Nothing outside the range from the line with "Write a component" to the line with "import React from 'react';" belongs in the copy, and no pictures do either; repeat that range exactly.

Data shown —
__________________________________________________
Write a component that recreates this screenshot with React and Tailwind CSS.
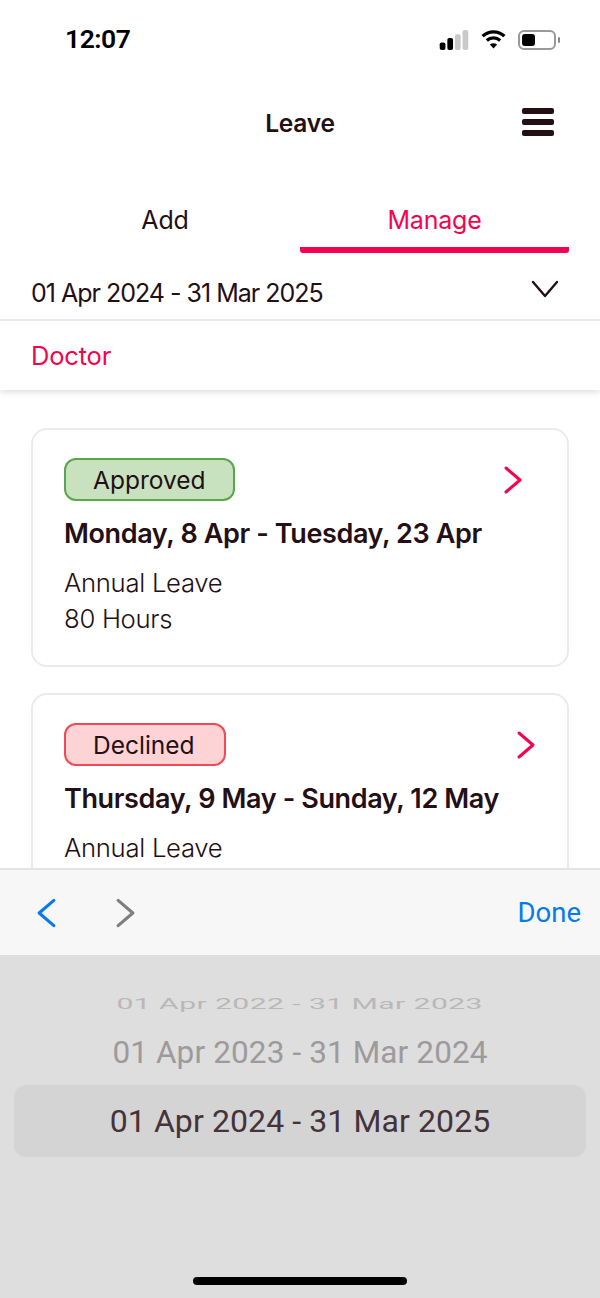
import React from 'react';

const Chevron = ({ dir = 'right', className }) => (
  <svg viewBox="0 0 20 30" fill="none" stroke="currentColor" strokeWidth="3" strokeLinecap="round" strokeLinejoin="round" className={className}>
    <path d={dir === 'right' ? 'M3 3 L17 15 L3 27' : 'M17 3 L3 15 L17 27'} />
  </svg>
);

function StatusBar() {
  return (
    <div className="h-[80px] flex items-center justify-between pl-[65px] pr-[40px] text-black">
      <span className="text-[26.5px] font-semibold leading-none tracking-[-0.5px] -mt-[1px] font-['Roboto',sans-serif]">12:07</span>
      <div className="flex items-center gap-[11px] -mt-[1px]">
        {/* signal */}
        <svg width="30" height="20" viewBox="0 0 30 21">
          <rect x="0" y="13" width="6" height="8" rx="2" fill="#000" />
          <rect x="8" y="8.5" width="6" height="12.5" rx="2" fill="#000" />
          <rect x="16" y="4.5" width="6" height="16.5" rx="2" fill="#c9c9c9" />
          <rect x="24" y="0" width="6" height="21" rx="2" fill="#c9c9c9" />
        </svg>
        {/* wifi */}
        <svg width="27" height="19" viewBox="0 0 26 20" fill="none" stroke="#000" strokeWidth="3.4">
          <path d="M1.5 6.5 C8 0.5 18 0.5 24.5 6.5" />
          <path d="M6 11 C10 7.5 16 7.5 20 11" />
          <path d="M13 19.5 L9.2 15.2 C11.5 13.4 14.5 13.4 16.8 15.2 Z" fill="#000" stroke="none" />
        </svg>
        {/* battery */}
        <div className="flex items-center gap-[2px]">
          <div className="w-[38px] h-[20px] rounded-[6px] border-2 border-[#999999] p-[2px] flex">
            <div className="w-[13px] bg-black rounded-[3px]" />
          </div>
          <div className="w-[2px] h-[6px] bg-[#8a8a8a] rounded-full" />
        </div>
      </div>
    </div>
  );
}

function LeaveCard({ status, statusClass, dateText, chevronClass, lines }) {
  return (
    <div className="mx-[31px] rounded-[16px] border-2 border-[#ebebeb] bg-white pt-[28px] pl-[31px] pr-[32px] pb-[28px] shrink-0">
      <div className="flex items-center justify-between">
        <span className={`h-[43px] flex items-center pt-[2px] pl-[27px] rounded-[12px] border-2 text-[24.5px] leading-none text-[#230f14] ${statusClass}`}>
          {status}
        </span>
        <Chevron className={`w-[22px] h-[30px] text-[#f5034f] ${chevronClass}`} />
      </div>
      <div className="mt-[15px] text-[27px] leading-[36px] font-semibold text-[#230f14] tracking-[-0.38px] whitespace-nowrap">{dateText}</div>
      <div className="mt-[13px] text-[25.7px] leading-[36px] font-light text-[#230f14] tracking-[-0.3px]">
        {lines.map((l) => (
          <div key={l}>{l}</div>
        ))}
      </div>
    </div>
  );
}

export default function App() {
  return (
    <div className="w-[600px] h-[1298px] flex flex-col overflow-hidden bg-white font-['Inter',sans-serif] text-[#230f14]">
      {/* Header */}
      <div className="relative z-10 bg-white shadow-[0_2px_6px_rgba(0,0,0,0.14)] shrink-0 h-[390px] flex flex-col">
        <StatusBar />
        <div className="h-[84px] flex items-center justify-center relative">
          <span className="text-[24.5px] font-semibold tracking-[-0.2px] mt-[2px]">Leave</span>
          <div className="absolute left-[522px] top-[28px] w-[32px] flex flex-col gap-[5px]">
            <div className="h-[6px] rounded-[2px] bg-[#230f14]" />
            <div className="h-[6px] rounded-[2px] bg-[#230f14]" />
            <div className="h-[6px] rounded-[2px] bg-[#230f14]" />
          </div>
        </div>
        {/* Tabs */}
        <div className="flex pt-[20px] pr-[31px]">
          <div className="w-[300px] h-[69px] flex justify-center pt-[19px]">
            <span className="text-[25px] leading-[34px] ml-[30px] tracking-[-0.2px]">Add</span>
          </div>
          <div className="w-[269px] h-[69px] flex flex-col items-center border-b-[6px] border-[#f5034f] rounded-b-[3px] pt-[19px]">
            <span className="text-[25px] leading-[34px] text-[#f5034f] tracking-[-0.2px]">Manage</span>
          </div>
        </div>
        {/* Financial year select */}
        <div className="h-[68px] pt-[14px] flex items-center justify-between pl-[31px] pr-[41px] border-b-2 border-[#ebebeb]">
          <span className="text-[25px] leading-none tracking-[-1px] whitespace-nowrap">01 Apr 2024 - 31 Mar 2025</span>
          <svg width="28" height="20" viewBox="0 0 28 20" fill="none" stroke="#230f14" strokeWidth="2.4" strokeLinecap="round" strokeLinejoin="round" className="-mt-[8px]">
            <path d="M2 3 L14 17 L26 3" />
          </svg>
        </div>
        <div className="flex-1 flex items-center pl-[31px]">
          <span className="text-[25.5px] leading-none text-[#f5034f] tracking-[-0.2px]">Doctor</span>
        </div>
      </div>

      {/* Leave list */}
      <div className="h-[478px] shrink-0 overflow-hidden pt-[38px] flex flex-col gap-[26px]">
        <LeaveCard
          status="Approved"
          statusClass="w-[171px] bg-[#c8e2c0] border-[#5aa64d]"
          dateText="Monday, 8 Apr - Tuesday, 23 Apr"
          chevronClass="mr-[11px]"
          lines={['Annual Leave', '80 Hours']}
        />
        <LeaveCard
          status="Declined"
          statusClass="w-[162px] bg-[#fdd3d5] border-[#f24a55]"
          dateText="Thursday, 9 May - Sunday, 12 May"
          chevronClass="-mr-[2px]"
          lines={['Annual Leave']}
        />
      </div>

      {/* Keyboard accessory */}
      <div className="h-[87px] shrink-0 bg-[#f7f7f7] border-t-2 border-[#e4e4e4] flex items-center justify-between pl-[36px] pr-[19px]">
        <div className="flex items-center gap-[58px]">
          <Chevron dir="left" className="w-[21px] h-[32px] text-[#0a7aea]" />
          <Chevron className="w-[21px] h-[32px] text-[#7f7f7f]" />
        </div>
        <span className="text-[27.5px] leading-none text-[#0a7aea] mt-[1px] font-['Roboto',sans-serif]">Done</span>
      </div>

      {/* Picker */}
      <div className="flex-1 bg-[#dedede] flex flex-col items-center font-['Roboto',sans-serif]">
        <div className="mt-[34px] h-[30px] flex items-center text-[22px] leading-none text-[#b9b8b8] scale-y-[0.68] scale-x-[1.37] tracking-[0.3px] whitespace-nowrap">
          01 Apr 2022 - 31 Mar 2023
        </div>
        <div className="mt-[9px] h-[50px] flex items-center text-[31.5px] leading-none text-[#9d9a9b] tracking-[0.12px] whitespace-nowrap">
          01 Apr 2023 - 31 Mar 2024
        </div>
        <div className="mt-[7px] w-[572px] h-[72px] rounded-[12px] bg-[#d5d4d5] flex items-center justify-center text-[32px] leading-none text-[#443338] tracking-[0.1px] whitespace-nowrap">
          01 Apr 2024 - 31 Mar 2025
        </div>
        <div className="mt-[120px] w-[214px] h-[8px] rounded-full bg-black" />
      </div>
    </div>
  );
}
__________________________________________________
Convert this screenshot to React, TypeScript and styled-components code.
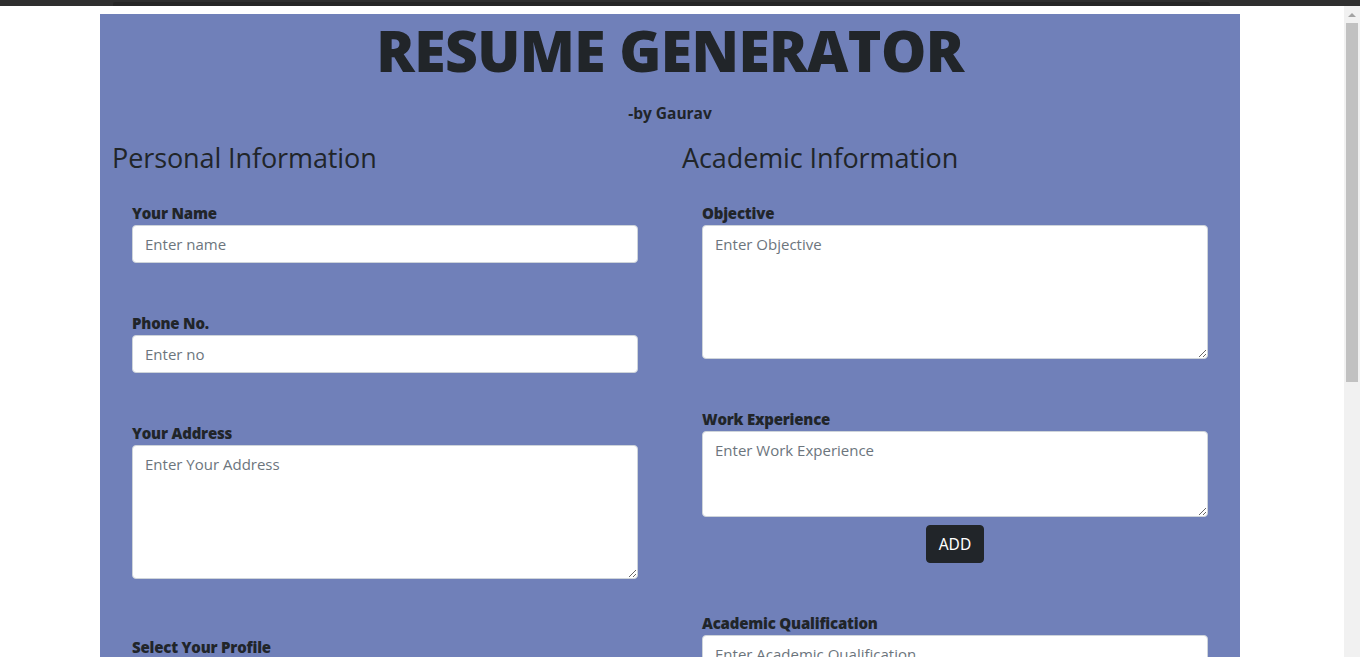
__________________________________________________
Solution to the problem —
Write a component that recreates this screenshot with React and Tailwind CSS.
import React from 'react';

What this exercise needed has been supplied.